Ma violenza non si manifesta solo con l’omicidio. Vi sono forme sempre meno palesi, sempre più subdole e più invisibili, difficili da riconoscere: violenza psicologica (segnalata dal 35% delle donne esaminate nella ricerca), minacce (15%) e stalking (6%). La percentuale della violenza fisica (22%) anche con oggetti pericolosi (3%) si conferma stabile rispetto agli anni passati.
Cresce la percentuale di donne (dal 9% al 12%) che individua l’inizio della violenza al momento della gravidanza e/o alla nascita dei figli, cioè in un momento particolarmente delicato e fragile della propria vita.
 
L’autore continua ad agire lucidamente, sale infatti dal 12% al 15 % la percentuale delle vittime che riconducono alla gelosia e soprattutto alla possessività l’origine dell’atto violento.
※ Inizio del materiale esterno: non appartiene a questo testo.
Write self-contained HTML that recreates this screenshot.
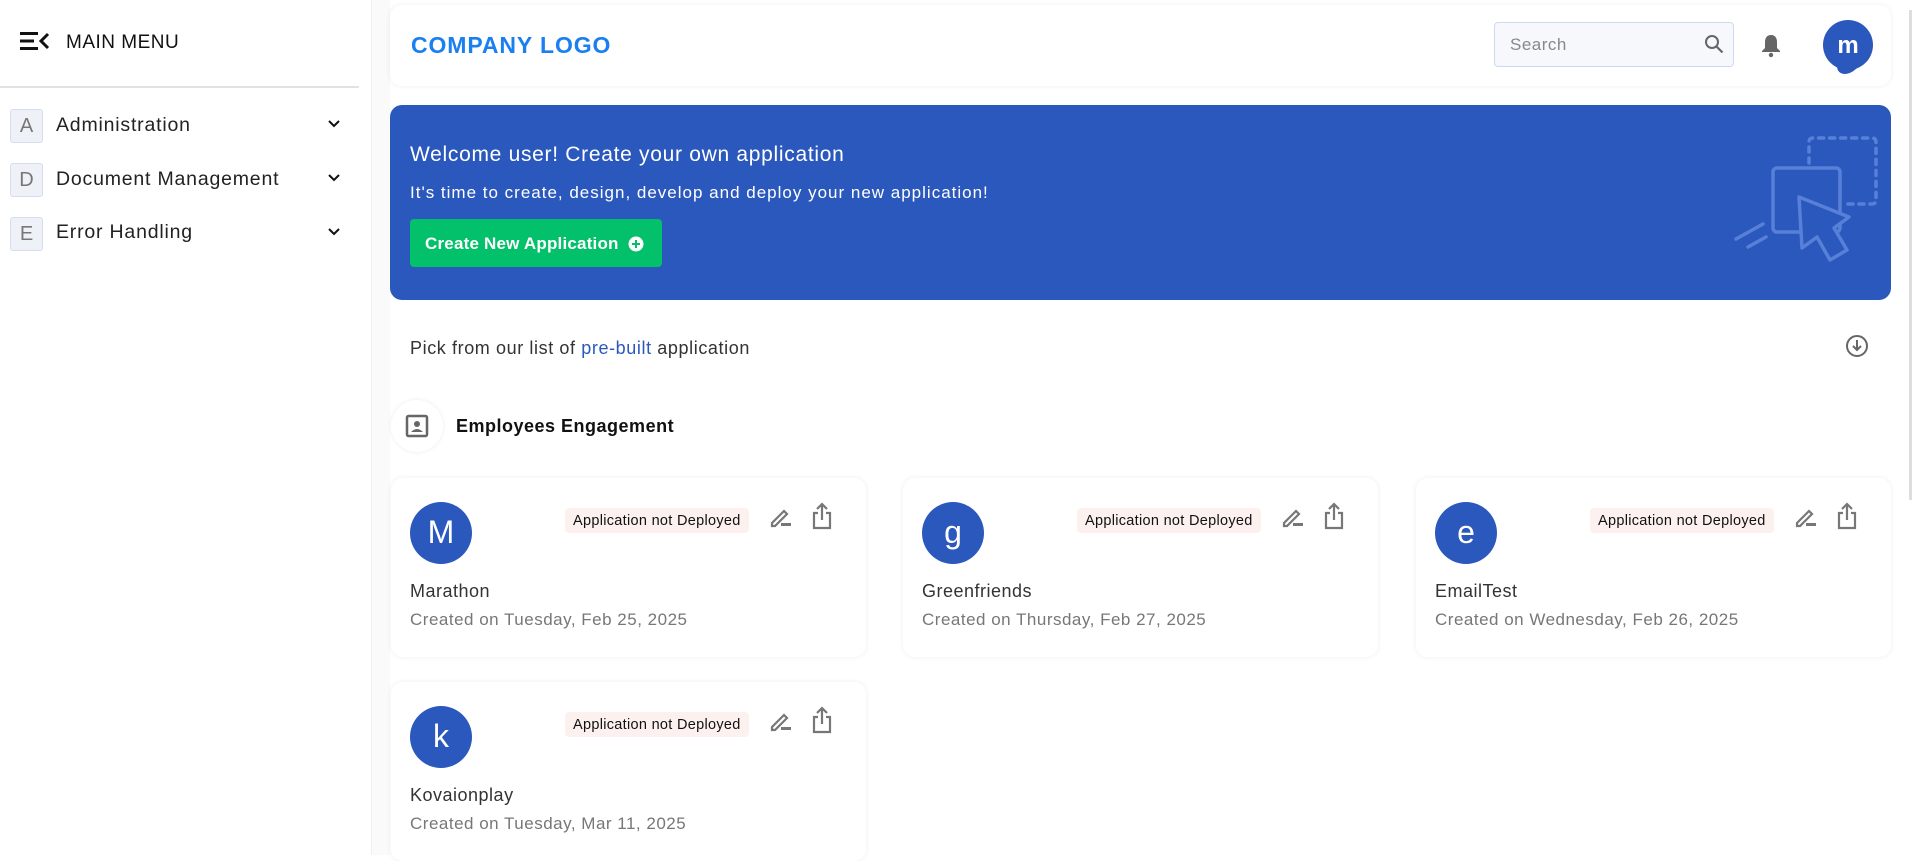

Una particolare ripetitività (93%) riguarda la violenza di tipo economico che si esprime attraverso impegni economici imposti, controllo o appropriazione del salario della donna, negazione dell'accesso all'istruzione o al lavoro, privazione deliberata di cibo, vestiti o beni essenziali. La violenza economica, tesa a ledere la capacità di autonomia della donna, quando si esprime attraverso la mancanza di sostegno o la mancata corresponsione degli alimenti, danneggia soprattutto i figli, vittime della stessa violenza agita contro la madre.
 
Nell’elaborazione 2013 le vittime appaiono però emotivamente più consapevoli, non solo delle conseguenze che anni di esposizione alla violenza hanno prodotto dentro di loro, ma anche della propria forza e delle proprie risorse interne: la somma dei fattori quali la debolezza (21%), la vergogna (6%) e la paura di restare sola (4%) passa dal 26% al 31% nel 2013, mentre si riduce dal 18% al 14% la paura di subire altra violenza (11%) o ritorsioni (3%); aumenta anche la quota di quante riconoscono di sopportare la situazione per necessità di carattere economico (dal 12% al 14%).
 
L’80% delle donne esaminate nella ricerca ha figli di cui il 60% è di età minore ai 18 anni. “Un dato molto preoccupante – spiega Telefono Rosa - è che nel 29% dei casi i figli reagiscono attivamente contro il padre per difendere la madre facendole da scudo (17%) o affrontandolo direttamente sullo stesso piano (12%). Tale modo di reagire non è  minimamente legato all’età; a questo proposito, infatti, sottolineiamo come durante i colloqui con le vittime di violenza assistita condotti dalle Professioniste dell’Associazione, spesso emergono racconti di quando all’età di 3 o 4 anni cercavano di difendere la propria madre con le modalità  precedentemente descritte”.
 
Per Telefono Rosa è infatti fondamentale non dimenticare che dietro ad ogni donna vittima di violenza c’è un figlio vittima della stessa violenza. “Dal nostro campione emerge che il 31% dei violenti ha alle spalle storie di padri violenti (63%) e il 18% delle donne è stata a sua volta vittima in contesti in cui era ancora una volta la figura maschile (62% il padre, 10% il fratello) ad esercitare la violenza; lì dove non si riescono, invece, a individuare elementi nella storia personale per comprendere le manifestazioni della violenza, si rintraccia un modello educativo impregnato di stereotipi di genere, che contempla la prevaricazione e la sottomissione della figura femminile”.